История никогда не начертывала на своих страницах вопроса более тяжелого, более чуждого человечности, более мучительного, нежели вопрос еврейский. История человечества вообще есть бесконечный мартиролог, но в то же время она есть и бесконечное просветление. В сфере мартиролога еврейское племя занимает первое место, в сфере просветления оно стоит в стороне, как будто лучезарные перспективы истории совсем до него не относятся. Нет более надрывающей сердце повести, как повесть этого бесконечного истязания человека человеком.

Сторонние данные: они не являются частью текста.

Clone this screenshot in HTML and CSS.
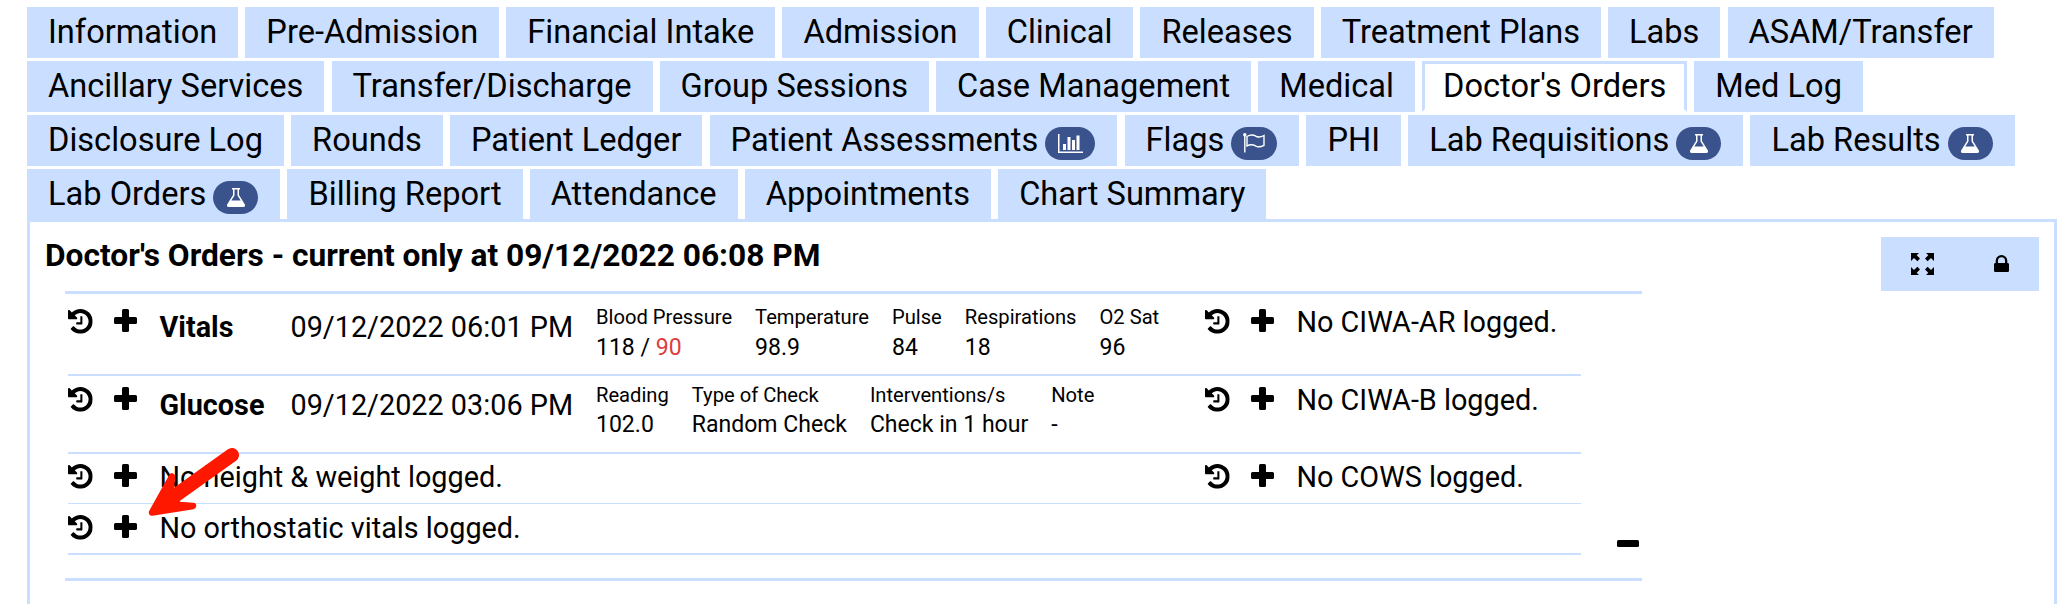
FILE: index.html
```html
<!DOCTYPE html>
<html lang="en">
<head>
<meta charset="utf-8">
<title>Doctor's Orders</title>
<link rel="stylesheet" href="styles.css">
</head>
<body>
<svg class="sprite" aria-hidden="true">
  <symbol id="history" viewBox="0 128 1536 1536"><path d="M1536 896q0 156-61 298t-164 245-245 164-298 61q-172 0-327-72.5t-264-204.5q-7-10-6.5-22.5t8.5-20.5l137-138q10-9 25-9 16 2 23 12 73 95 179 147t225 52q104 0 198.5-40.5t163.5-109.5 109.5-163.5 40.5-198.5-40.5-198.5-109.5-163.5-163.5-109.5-198.5-40.5q-98 0-188 35.5t-160 101.5l137 138q31 30 14 69-17 40-59 40h-448q-26 0-45-19t-19-45v-448q0-42 40-59 39-17 69 14l130 129q107-101 244.5-156.5t284.5-55.5q156 0 298 61t245 164 164 245 61 298zm-640-288v448q0 14-9 23t-23 9h-320q-14 0-23-9t-9-23v-64q0-14 9-23t23-9h224v-352q0-14 9-23t23-9h64q14 0 23 9t9 23z"/></symbol>
  <symbol id="plus" viewBox="0 0 23 23"><path d="M9.500 0h4q1.500 0 1.500 1.500V8h6.500Q23 8 23 9.500v4q0 1.500-1.500 1.500H15v6.500q0 1.500-1.500 1.500h-4Q8 23 8 21.500V15H1.500Q0 15 0 13.500v-4Q0 8 1.500 8H8V1.500Q8 0 9.500 0z"/></symbol>
  <symbol id="flask" viewBox="0 0 18 19"><path fill-rule="evenodd" d="M5 0h8v1.500h-1v5.500l5.600 9q1.400 3-1.400 3H1.800Q-1 19 .4 16L6 7V1.500H5zM7.500 1.500V7.400L4.300 12.500h9.400L10.500 7.400V1.500z"/></symbol>
  <symbol id="chart" viewBox="0 0 25 19"><path d="M0 0h1.500v17.500H25V19H0zM5 10h3v6H5zM9.500 3h3v13h-3zM14 6h3v10h-3zM18.500 1.500h3V16h-3z"/></symbol>
  <symbol id="flag" viewBox="0 0 22 20"><path d="M1.800 1v18.500M4 3.500c5-3 7.500-1 9.500 0 2.500 1 5 .3 7.500-1v9.800c-2.500 1.300-5 2-7.500 1-2-1-5-3-9.500-.3z" fill="none" stroke="currentColor" stroke-width="1.400"/><circle cx="1.800" cy="1.800" r="1.700"/></symbol>
  <symbol id="expand" viewBox="0 0 23 22"><path d="M0 0h8L5.700 2.300 9 5.600 6.400 8.300 3 5 0 8z"/><path d="M23 0h-8l2.300 2.300L14 5.600l2.600 2.700L20 5l3 3zM0 22h8l-2.300-2.300L9 16.400l-2.600-2.700L3 17l-3-3zM23 22h-8l2.300-2.300L14 16.400l2.600-2.700L20 17l3-3z"/></symbol>
  <symbol id="lock" viewBox="0 0 15 17"><path fill-rule="evenodd" d="M1.700 8V5.700a5.800 5.700 0 0 1 11.600 0V8Q15 8 15 9.200v6.500q0 1.300-1.300 1.300H1.300Q0 17 0 15.700V9.200Q0 8 1.700 8zM4 8h7V5.700a3.500 3.500 0 0 0-7 0z"/></symbol>
</svg>

<nav class="tabs">
  <a class="tab">Information</a>
  <a class="tab">Pre-Admission</a>
  <a class="tab">Financial Intake</a>
  <a class="tab">Admission</a>
  <a class="tab">Clinical</a>
  <a class="tab">Releases</a>
  <a class="tab">Treatment Plans</a>
  <a class="tab">Labs</a>
  <a class="tab">ASAM/Transfer</a>
  <a class="tab">Ancillary Services</a>
  <a class="tab">Transfer/Discharge</a>
  <a class="tab">Group Sessions</a>
  <a class="tab">Case Management</a>
  <a class="tab">Medical</a>
  <a class="tab tab-active">Doctor's Orders</a>
  <a class="tab">Med Log</a>
  <a class="tab">Disclosure Log</a>
  <a class="tab">Rounds</a>
  <a class="tab">Patient Ledger</a>
  <a class="tab">Patient Assessments <span class="pill pill-chart"><svg><use href="#chart"/></svg></span></a>
  <a class="tab">Flags <span class="pill pill-flag"><svg><use href="#flag"/></svg></span></a>
  <a class="tab">PHI</a>
  <a class="tab">Lab Requisitions <span class="pill"><svg><use href="#flask"/></svg></span></a>
  <a class="tab">Lab Results <span class="pill"><svg><use href="#flask"/></svg></span></a>
  <a class="tab">Lab Orders <span class="pill"><svg><use href="#flask"/></svg></span></a>
  <a class="tab">Billing Report</a>
  <a class="tab">Attendance</a>
  <a class="tab">Appointments</a>
  <a class="tab">Chart Summary</a>
</nav>

<main class="panel">
  <header class="panel-head">
    <h1 class="title">Doctor's Orders - current only at 09/12/2022 06:08 PM</h1>
    <div class="tools">
      <svg class="tool-expand"><use href="#expand"/></svg>
      <svg class="tool-lock"><use href="#lock"/></svg>
    </div>
  </header>
  <section class="orders">
    <div class="log">
      <div class="row row-tall">
        <svg class="history"><use href="#history"/></svg>
        <svg class="plus"><use href="#plus"/></svg>
        <b class="name">Vitals</b>
        <span class="date">09/12/2022 06:01 PM</span>
        <dl class="stats">
          <div><dt>Blood Pressure</dt><dd>118 / <span class="alert">90</span></dd></div>
          <div><dt>Temperature</dt><dd>98.9</dd></div>
          <div><dt>Pulse</dt><dd>84</dd></div>
          <div><dt>Respirations</dt><dd>18</dd></div>
          <div><dt>O2 Sat</dt><dd>96</dd></div>
        </dl>
        <div class="side">
          <svg class="history"><use href="#history"/></svg>
          <svg class="plus"><use href="#plus"/></svg>
          <span class="none">No CIWA-AR logged.</span>
        </div>
      </div>
      <div class="row row-mid">
        <svg class="history"><use href="#history"/></svg>
        <svg class="plus"><use href="#plus"/></svg>
        <b class="name">Glucose</b>
        <span class="date">09/12/2022 03:06 PM</span>
        <dl class="stats">
          <div><dt>Reading</dt><dd>102.0</dd></div>
          <div><dt>Type of Check</dt><dd>Random Check</dd></div>
          <div><dt>Interventions/s</dt><dd>Check in 1 hour</dd></div>
          <div><dt>Note</dt><dd>-</dd></div>
        </dl>
        <div class="side">
          <svg class="history"><use href="#history"/></svg>
          <svg class="plus"><use href="#plus"/></svg>
          <span class="none">No CIWA-B logged.</span>
        </div>
      </div>
      <div class="row row-thin">
        <svg class="history"><use href="#history"/></svg>
        <svg class="plus"><use href="#plus"/></svg>
        <span class="none">No height &amp; weight logged.</span>
        <div class="side">
          <svg class="history"><use href="#history"/></svg>
          <svg class="plus"><use href="#plus"/></svg>
          <span class="none">No COWS logged.</span>
        </div>
      </div>
      <div class="row row-last">
        <svg class="history"><use href="#history"/></svg>
        <svg class="plus"><use href="#plus"/></svg>
        <span class="none">No orthostatic vitals logged.</span>
      </div>
      <svg class="pointer" viewBox="0 0 92 70"><path d="M84 7L28 47" stroke-width="14"/><path class="pointer-head" d="M4 64.500L24 28.500L22 49L31 57L45 58Z" stroke-width="6.500"/></svg>
    </div>
    <span class="collapse"></span>
  </section>
</main>
</body>
</html>
```

FILE: styles.css
```css
* { box-sizing: border-box; }
body { margin: 0; height: 604px; overflow: hidden; background: #fff; color: #000; font-family: Roboto, sans-serif; font-size: 28.8px; }
svg { display: block; fill: currentColor; flex: none; }
.sprite { display: none; }

.tabs { display: flex; flex-wrap: wrap; gap: 3px 7.1px; width: 2030px; margin-left: 27px; padding-top: 7px; }
.tab { display: flex; align-items: center; height: 51px; padding: 0 18px; border: 3px solid #cadeff; background: #cadeff; font-size: 32.6px; line-height: 45px; white-space: pre; }
.tab-active { background: #fff; border-bottom-color: #fff; }
.pill { display: flex; align-items: center; justify-content: center; width: 45px; height: 33px; margin: 5px 0 0 -1px; border-radius: 17px; background: #3b538c; color: #fff; }
.pill svg { width: 18px; height: 19px; }
.tab:has(.pill) { padding-right: 19px; }
.pill-chart { width: 50px; }
.pill-chart svg { width: 25px; }
.pill-flag { width: 46px; }
.pill-flag svg { width: 22px; height: 20px; }

.panel { width: 2030px; height: 400px; margin: -1px 0 0 27px; border: 3px solid #cadeff; }
.panel-head { display: flex; justify-content: space-between; height: 69px; padding: 15px 15px 0 15px; }
.title { margin: 0; font-size: 31.68px; line-height: 38px; font-weight: 700; }
.tools { display: flex; align-items: center; width: 158px; height: 54px; padding-left: 30px; gap: 60px; background: #cadeff; }
.tool-expand { width: 23px; height: 22px; }
.tool-lock { width: 15px; height: 17px; margin-top: -2px; }

.orders { position: relative; width: 1577px; height: 290px; margin-left: 35px; padding: 0 61px 0 3px; border: solid #cadeff; border-width: 3px 0; }
.log { position: relative; }
.row { display: flex; align-items: flex-start; border-bottom: 2px solid #cadeff; line-height: 33px; white-space: nowrap; }
.row-tall { height: 82px; padding-top: 15px; }
.row-mid { height: 78px; padding-top: 11px; }
.row-thin { height: 50px; padding-top: 10px; border-bottom-width: 1px; }
.row-last { height: 51px; padding-top: 11px; }
.history { width: 24.7px; height: 24.7px; margin-right: 21.3px; }
.plus { width: 23px; height: 23px; margin-right: 22.5px; }
.none { margin-top: -3px; }
.name { width: 131px; margin-top: 2px; }
.date { width: 305.5px; margin-top: 2px; }
.stats { display: flex; gap: 23px; margin: 0; }
.stats dt { font-size: 20.16px; line-height: 24px; margin-top: -4px; }
.stats dd { margin: 5px 0 0; font-size: 23.04px; line-height: 28px; }
.row-mid .stats dd { margin-top: 4px; }
.alert { color: #dc3d40; }
.side { display: flex; width: 376px; margin-left: auto; }
.collapse { position: absolute; left: 1552px; top: 246px; width: 22px; height: 7px; border-radius: 1.5px; background: #000; }
.pointer { position: absolute; left: 80px; top: 154px; width: 92px; height: 70px; stroke: #ff1800; stroke-linecap: round; stroke-linejoin: round; }
.pointer-head { fill: #ff1800; }
```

Даже история, которая для самых загадочных уклонений от света к тьме находит соответствующую поправку в дальнейшем ходе событий, — и та, излагая эту скорбную повесть, останавливается в бессилии и недоумении.
Очевидно, что в ненормальном положении еврейского вопроса играют фатальную роль такого рода запутанности, которые с течением времени не только не смягчаются, но даже больше и больше обостряются. В ряду этих запутанностей главное место, несомненно, занимает предание, давно уже утратившее смысл, но доселе сохранившее свою живость. Затем к числу причин, содействующих незыблемости предания, следует отнести, во-первых, несознанные капризы расового темперамента и, во-вторых, совершенно произвольное представление об еврейском типе на основании образцов, взятых не в трудящихся массах еврейского племени, а в сферах более или менее досужих и эксплуатирующих.